Here that is not the case of the plaintiff as she claims that her father died leaving her as the only heir when the defendant’s case is that the mother of the plaintiff shortly after the death of Sasthi remarried and went elsewhere leaving the plaintiff under the care, custody and guardianship of Narayan, the paternal uncle. It is pertinent to state here that as per the old Hindu law in so far as the properties of a Hindu male governed by Mitakshara School is concerned, the heirs as described in article 43 come to inherit the property of said Hindu male upon his death and in the absence of sons and others in the entries of said article proceeding to the entry of the daughters, the daughters come as heirs. But so far as the coparcenery property is concerned, on the death of one brother, leaving no son and widow, the property goes by survivorship to the other male members of the family including the sons of the deceased’s brother then forming the coparcenery with their interest getting redefined accordingly. We are here concerned with the case where Sasthi died leaving behind her only daughter and her brother was then living and the property had come from the hands of the father. So this plaintiff being the daughter would not get the right over the coparcenery property and only on one condition she would be coming to succeed that if there had been a partition between two brothers which would be taken as to have been so made by giving a go-bye to the rule of survivorship. This partition need not always be in metes and bounds. It is sufficient if a case is established that during the lifetime, two brothers had separated from each other by an unequivocal declaration of that intention to have so separated. This can be gathered from various circumstances that they thereafter began to live under separate mess, cultivated lands separately as of their shares by approximation may not be strictly in accordance with their entitlement; enjoyed the usufructs separately from out of the land in their respective possession, separately contributed for payment of rent etc.
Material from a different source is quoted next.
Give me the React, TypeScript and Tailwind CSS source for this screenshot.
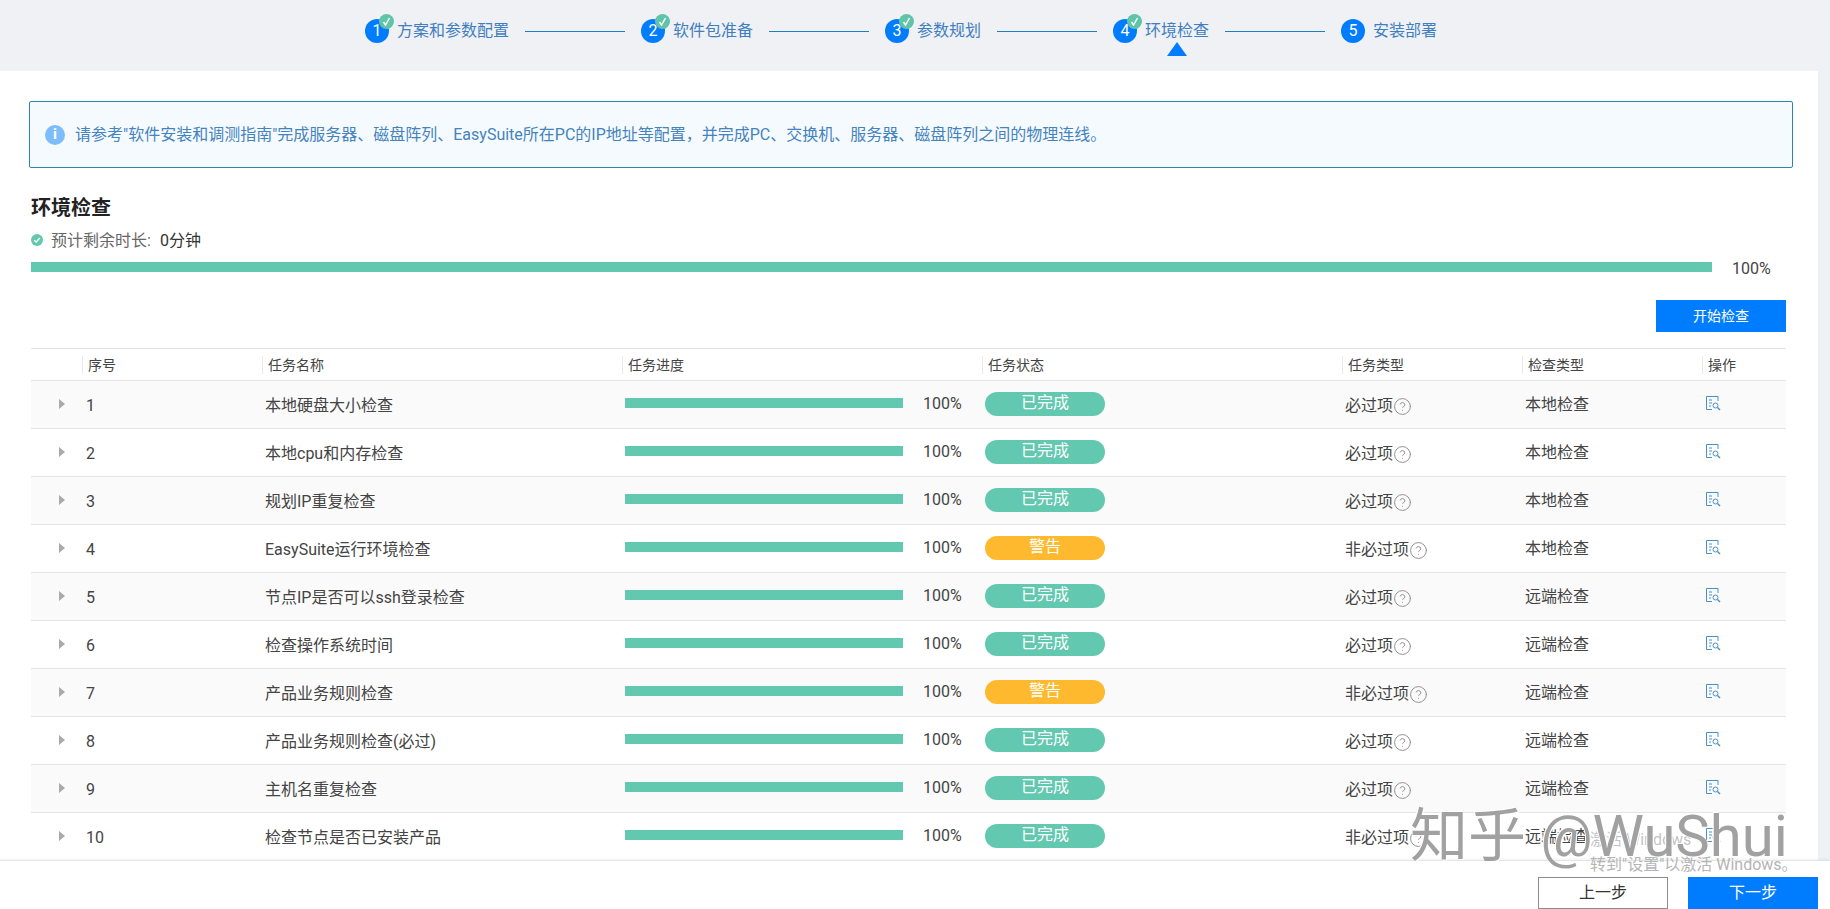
import React from "react";
import { CircleHelp } from "lucide-react";

const steps = [
  { n: 1, label: "方案和参数配置", done: true },
  { n: 2, label: "软件包准备", done: true },
  { n: 3, label: "参数规划", done: true },
  { n: 4, label: "环境检查", done: true, active: true },
  { n: 5, label: "安装部署", done: false },
];

const rows = [
  { name: "本地硬盘大小检查", warn: false, required: true, check: "本地检查" },
  { name: "本地cpu和内存检查", warn: false, required: true, check: "本地检查" },
  { name: "规划IP重复检查", warn: false, required: true, check: "本地检查" },
  { name: "EasySuite运行环境检查", warn: true, required: false, check: "本地检查" },
  { name: "节点IP是否可以ssh登录检查", warn: false, required: true, check: "远端检查" },
  { name: "检查操作系统时间", warn: false, required: true, check: "远端检查" },
  { name: "产品业务规则检查", warn: true, required: false, check: "远端检查" },
  { name: "产品业务规则检查(必过)", warn: false, required: true, check: "远端检查" },
  { name: "主机名重复检查", warn: false, required: true, check: "远端检查" },
  { name: "检查节点是否已安装产品", warn: false, required: false, check: "远端检查" },
];

const headers = ["序号", "任务名称", "任务进度", "任务状态", "任务类型", "检查类型", "操作"];

const gridCols = "grid grid-cols-[51px_180px_360px_360px_360px_180px_180px_84px] w-[1755px]";

function ReportIcon() {
  return (
    <svg width="16" height="16" viewBox="0 0 16 16" fill="none" stroke="#4a90c8" strokeWidth="1">
      <path d="M13 6V1.5H1.5v13H7" />
      <path d="M4 5h3M4 8h3M4 11h2" />
      <circle cx="10.5" cy="10.5" r="2.5" />
      <path d="M12.5 12.5 15 15" strokeWidth="1.4" />
    </svg>
  );
}

function Stepper() {
  return (
    <div className="h-[71px] shrink-0 flex items-start pl-[365px] pt-[19px]">
      {steps.map((s, i) => (
        <div key={s.n} className="flex items-center">
          <div className="relative w-6 h-6 rounded-full bg-[#007dff] text-white text-[16px] leading-6 text-center">
            {s.n}
            {s.done && (
              <span className="absolute right-[-5px] top-[-5px] w-[15px] h-[15px] rounded-full bg-[#5fc4a8] flex items-center justify-center">
                <svg width="9" height="9" viewBox="0 0 9 9" fill="none" stroke="#fff" strokeWidth="1.5">
                  <path d="M1.5 5 3.5 8 7.5 1" />
                </svg>
              </span>
            )}
          </div>
          <div className="relative ml-2 text-[16px] leading-6 text-[#3f7fc0]">
            {s.label}
            {s.active && (
              <span className="absolute left-[22px] top-[23px] w-0 h-0 border-l-[10px] border-r-[10px] border-b-[14px] border-l-transparent border-r-transparent border-b-[#007dff]" />
            )}
          </div>
          {i < steps.length - 1 && <div className="w-[100px] h-px bg-[#1f7fc0] mx-4" />}
        </div>
      ))}
    </div>
  );
}

function TaskTable() {
  return (
    <div className="mt-4 ml-[2px] w-[1755px] border-t border-[#e4e4e4]">
      <div className={`${gridCols} h-8 items-center border-b border-[#e4e4e4] text-[14px] text-[#444]`}>
        <div />
        {headers.map((h) => (
          <div key={h} className="h-[18px] border-l border-[#e8e8e8] pl-[5px] leading-[18px]">
            {h}
          </div>
        ))}
      </div>
      {rows.map((r, i) => (
        <div
          key={r.name}
          className={`${gridCols} h-12 items-center border-b border-[#e4e4e4] text-[16px] text-[#444] ${i % 2 === 0 ? "bg-[#fafafa]" : "bg-white"}`}
        >
          <div className="pl-7 pb-[1px]">
            <span className="block w-0 h-0 border-y-[5px] border-l-[6px] border-y-transparent border-l-[#aaaaaa]" />
          </div>
          <div className="pl-1 pt-[2px]">{i + 1}</div>
          <div className="pl-[3px] pt-[2px]">{r.name}</div>
          <div className="pl-[3px] flex items-center">
            <div className="w-[278px] h-[10px] mb-[3px] bg-[#62c9b0]" />
            <span className="ml-5 mb-[1px]">100%</span>
          </div>
          <div className="pl-[3px] pb-[1px]">
            <div
              className={`w-[120px] h-6 rounded-full text-white text-center leading-[22px] ${r.warn ? "bg-[#ffb92e]" : "bg-[#62c9b0]"}`}
            >
              {r.warn ? "警告" : "已完成"}
            </div>
          </div>
          <div className="pl-[3px] pt-[3px] flex items-center">
            {r.required ? "必过项" : "非必过项"}
            <CircleHelp size={19} strokeWidth={1.2} className="text-[#8c8c8c]" />
          </div>
          <div className="pl-[3px] pt-[1px]">{r.check}</div>
          <div className="pl-[3px] pb-[4px]">
            <ReportIcon />
          </div>
        </div>
      ))}
    </div>
  );
}

export default function App() {
  return (
    <div className="relative w-[1830px] h-[909px] overflow-hidden flex flex-col bg-[#f0f1f5] font-['Roboto','Noto_Sans_CJK_SC',sans-serif]">
      <Stepper />

      <div className="h-[789px] w-[1818px] bg-white pl-[29px] pt-[30px] overflow-hidden">
        <div className="w-[1764px] h-[67px] flex items-center border border-[#2f86ab] rounded-[2px] bg-[#f5faff] pl-[15px]">
          <span className="w-5 h-5 rounded-full bg-[#7dbdfa] flex items-center justify-center text-white text-[15px] font-bold leading-none">
            i
          </span>
          <span className="ml-[10px] mt-[1px] text-[16px] text-[#4583bd]">
            请参考"软件安装和调测指南"完成服务器、磁盘阵列、EasySuite所在PC的IP地址等配置，并完成PC、交换机、服务器、磁盘阵列之间的物理连线。
          </span>
        </div>

        <div className="ml-[2px] mt-[26px] text-[20px] leading-7 font-bold text-[#222]">环境检查</div>
        <div className="ml-[2px] mt-[7px] h-6 flex items-center text-[16px]">
          <span className="w-3 h-3 rounded-full bg-[#62c9b0] flex items-center justify-center mb-[3px]">
            <svg width="8" height="8" viewBox="0 0 8 8" fill="none" stroke="#fff" strokeWidth="1.4">
              <path d="M1.2 4.2 3.2 6 6.8 2" />
            </svg>
          </span>
          <span className="ml-2 text-[#666]">预计剩余时长:</span>
          <span className="ml-[9px] text-[#333]">0分钟</span>
        </div>

        <div className="ml-[2px] mt-[9px] flex items-center h-[10px]">
          <div className="w-[1681px] h-[10px] bg-[#62c9b0]" />
          <span className="ml-5 mt-[3px] text-[16px] text-[#444]">100%</span>
        </div>

        <div className="w-[1757px] flex justify-end mt-7">
          <button className="w-[130px] h-8 bg-[#007dff] text-white text-[14px]">开始检查</button>
        </div>

        <TaskTable />
      </div>

      <div className="relative h-[49px] w-full shrink-0 bg-white border-t border-[#e4e4e4] shadow-[0_-1px_3px_rgba(0,0,0,0.06)] flex items-end justify-end gap-5 pr-3">
        <button className="w-[130px] h-8 bg-white border border-[#8c8c8c] text-[#333] text-[16px]">上一步</button>
        <button className="w-[130px] h-8 bg-[#007dff] text-white text-[16px]">下一步</button>
      </div>

      <div className="absolute left-[1590px] top-[830px] text-[16px] leading-5 text-[#9a9a9a]/60">激活 Windows</div>
      <div className="absolute left-[1590px] top-[855px] text-[16px] leading-5 whitespace-nowrap text-[#b5b5b5]">
        转到"设置"以激活 Windows。
      </div>
      <div className="absolute left-[1410px] top-[800px] text-[58px] leading-[72px] whitespace-nowrap text-[#8a8a8a]/80 [text-shadow:0_0_2px_#fff,1px_1px_0_#fff,-1px_-1px_0_#fff]">
        知乎 @WuShui
      </div>
    </div>
  );
}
This can be gathered from various circumstances that they thereafter began to live under separate mess, cultivated lands separately as of their shares by approximation may not be strictly in accordance with their entitlement; enjoyed the usufructs separately from out of the land in their respective possession, separately contributed for payment of rent etc. It has also been the settled position that if upon the death of one of the brothers, his widow files a suit for partition as per the right available under law being so conferred with the said right under the provisions of Hindu Women’s Right to property Act, said conduct on her part and the action of filing the suit would cause severance of status and that suit can be pursued even by her daughter/daughters who survives/survive the widow where she/they would be entitled to get the share as that of her/their father being heir/heirs of her/their father, in the absence of any son and other heirs as indicated in the entries of article 43 proceedings one after the other. 10. Adverting to the case thus here the plaintiff can only succeed in the suit either in getting the declaration as prayed for or even let us say alternatively for a preliminary decree for partition as the case may be, only in the event the court records the finding that there was partition between her father and paternal uncle. The burden of proof undoubtedly lies upon the plaintiff. So for the purpose when a look is given to the evidence let in by the plaintiffs, it is seen that she has stated at para-6 of her deposition that there was an oral partition between her father and uncle in the year 1940, which part of her evidence is not acceptable in view of her tender age even accepting the age that she has stated to be 60 years in the year 2005. However, that itself in my considered view is not enough to conclude against the case of partition. This is further required to be examined by going through other evidence. She has stated that at the time of death of her father she was three years old.
However, that itself in my considered view is not enough to conclude against the case of partition. This is further required to be examined by going through other evidence. She has stated that at the time of death of her father she was three years old. So the possession of the property by her from the beginning since the time of her death is out of question and that apart when admittedly she thereafter remained with Narayan, her paternal uncle, the possession of the land by Narayan is rather natural and believable. Her evidence is simply on the score that she has been cultivating the land in possession of her father. During cross-examination, however she has gone to give a death blow to her case by stating that when her father died, Narayan and her father were joint in property. With such evidence when P.W.2 comes to say that plaintiff possessing the land separately as it was in possession of her father after the death of her father, the same is not believable. Besides the same, the witness has no land nearby having extremely remote possibility of seeing and memorizing the factum of possession when also he has clearly stated to have never seen the father of the plaintiff. On the evidence of other witness P.W.3, the less said the better as he has even no idea on that score and having never seen the plaintiff’s father possessing any land separately during lifetime besides stating the other facts which rather negate the case of partition. Admittedly the record stands jointly and that does not also provide any sort of support to a case of partition. In view of the aforesaid, I am not in a position to accept the submission of the learned counsel for the appellant that the concurrent finding negating the claim of partition as pleaded by the plaintiff suffers from perversity or even to be a flawed one. For the aforesaid discussion and reasons, when the concurrent finding of fact that there was no partition between the father of the plaintiff and the father of the defendant holds the field, the plaintiff is found to have been rightly non-suited. The substantial question of law is accordingly answered against the appellant. 11. Resultantly, the appeal stands dismissed. In the facts and circumstances, no order as to cost is passed.